Transcribe the listing verbatim. Do not carry over any pictures.

Start Given material

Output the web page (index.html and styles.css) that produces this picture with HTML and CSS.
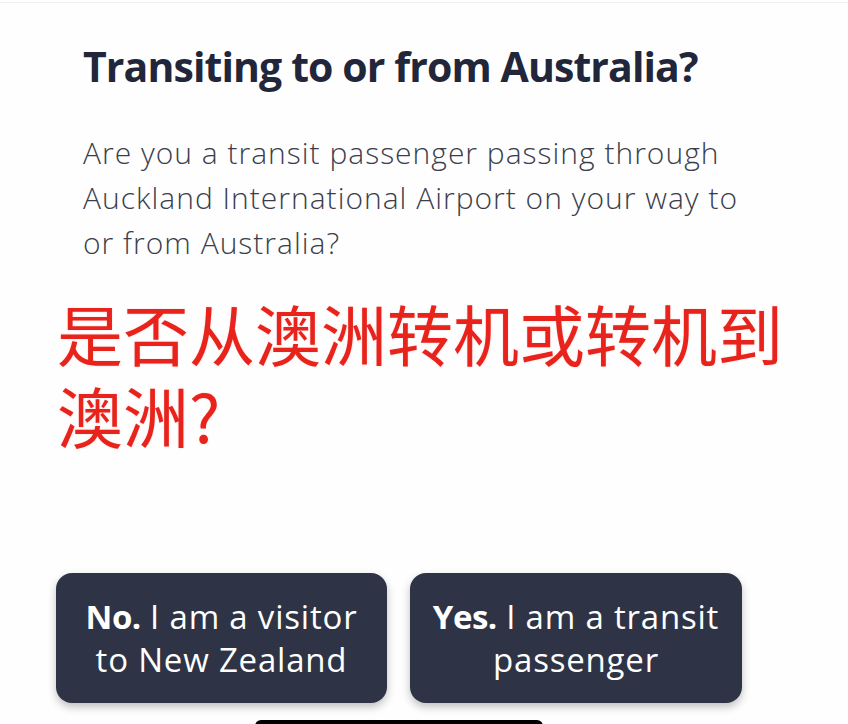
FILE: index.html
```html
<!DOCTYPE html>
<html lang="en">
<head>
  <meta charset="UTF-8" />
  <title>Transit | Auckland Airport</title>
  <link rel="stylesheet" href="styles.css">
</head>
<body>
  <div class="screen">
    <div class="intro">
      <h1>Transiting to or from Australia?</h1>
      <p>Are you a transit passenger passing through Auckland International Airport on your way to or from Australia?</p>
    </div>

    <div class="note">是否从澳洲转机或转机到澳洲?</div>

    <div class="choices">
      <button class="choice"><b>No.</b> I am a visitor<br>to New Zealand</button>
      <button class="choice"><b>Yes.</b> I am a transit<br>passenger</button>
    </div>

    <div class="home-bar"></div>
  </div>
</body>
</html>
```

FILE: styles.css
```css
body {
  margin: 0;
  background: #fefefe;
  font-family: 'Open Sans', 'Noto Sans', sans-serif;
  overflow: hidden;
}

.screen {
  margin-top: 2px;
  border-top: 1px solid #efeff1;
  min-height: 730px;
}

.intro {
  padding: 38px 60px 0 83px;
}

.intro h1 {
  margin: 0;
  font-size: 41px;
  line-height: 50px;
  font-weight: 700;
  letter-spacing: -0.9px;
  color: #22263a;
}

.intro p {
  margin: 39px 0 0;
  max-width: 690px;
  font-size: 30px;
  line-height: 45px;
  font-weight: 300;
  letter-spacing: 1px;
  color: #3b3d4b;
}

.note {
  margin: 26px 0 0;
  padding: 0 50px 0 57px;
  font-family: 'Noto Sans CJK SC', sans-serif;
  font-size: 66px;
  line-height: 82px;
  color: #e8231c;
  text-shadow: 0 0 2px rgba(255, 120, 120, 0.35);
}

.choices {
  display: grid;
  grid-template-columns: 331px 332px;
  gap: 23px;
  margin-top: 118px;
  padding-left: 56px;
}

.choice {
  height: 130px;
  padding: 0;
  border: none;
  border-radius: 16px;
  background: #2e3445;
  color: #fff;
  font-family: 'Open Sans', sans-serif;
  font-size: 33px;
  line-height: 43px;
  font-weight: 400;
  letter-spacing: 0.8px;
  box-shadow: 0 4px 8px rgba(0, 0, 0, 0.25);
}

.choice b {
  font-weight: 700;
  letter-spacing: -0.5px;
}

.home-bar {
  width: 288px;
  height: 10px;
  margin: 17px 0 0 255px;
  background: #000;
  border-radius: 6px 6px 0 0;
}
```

End Given material

Correct answer
Output the web page (index.html and styles.css) that produces this picture with HTML and CSS.
FILE: index.html
```html
<!DOCTYPE html>
<html lang="en">
<head>
  <meta charset="UTF-8" />
  <title>Transit | Auckland Airport</title>
  <link rel="stylesheet" href="styles.css">
</head>
<body>
  <div class="screen">
    <div class="intro">
      <h1>Transiting to or from Australia?</h1>
      <p>Are you a transit passenger passing through Auckland International Airport on your way to or from Australia?</p>
    </div>

    <div class="note">是否从澳洲转机或转机到澳洲?</div>

    <div class="choices">
      <button class="choice"><b>No.</b> I am a visitor<br>to New Zealand</button>
      <button class="choice"><b>Yes.</b> I am a transit<br>passenger</button>
    </div>

    <div class="home-bar"></div>
  </div>
</body>
</html>
```

FILE: styles.css
```css
body {
  margin: 0;
  background: #fefefe;
  font-family: 'Open Sans', 'Noto Sans', sans-serif;
  overflow: hidden;
}

.screen {
  margin-top: 2px;
  border-top: 1px solid #efeff1;
  min-height: 730px;
}

.intro {
  padding: 38px 60px 0 83px;
}

.intro h1 {
  margin: 0;
  font-size: 41px;
  line-height: 50px;
  font-weight: 700;
  letter-spacing: -0.9px;
  color: #22263a;
}

.intro p {
  margin: 39px 0 0;
  max-width: 690px;
  font-size: 30px;
  line-height: 45px;
  font-weight: 300;
  letter-spacing: 1px;
  color: #3b3d4b;
}

.note {
  margin: 26px 0 0;
  padding: 0 50px 0 57px;
  font-family: 'Noto Sans CJK SC', sans-serif;
  font-size: 66px;
  line-height: 82px;
  color: #e8231c;
  text-shadow: 0 0 2px rgba(255, 120, 120, 0.35);
}

.choices {
  display: grid;
  grid-template-columns: 331px 332px;
  gap: 23px;
  margin-top: 118px;
  padding-left: 56px;
}

.choice {
  height: 130px;
  padding: 0;
  border: none;
  border-radius: 16px;
  background: #2e3445;
  color: #fff;
  font-family: 'Open Sans', sans-serif;
  font-size: 33px;
  line-height: 43px;
  font-weight: 400;
  letter-spacing: 0.8px;
  box-shadow: 0 4px 8px rgba(0, 0, 0, 0.25);
}

.choice b {
  font-weight: 700;
  letter-spacing: -0.5px;
}

.home-bar {
  width: 288px;
  height: 10px;
  margin: 17px 0 0 255px;
  background: #000;
  border-radius: 6px 6px 0 0;
}
```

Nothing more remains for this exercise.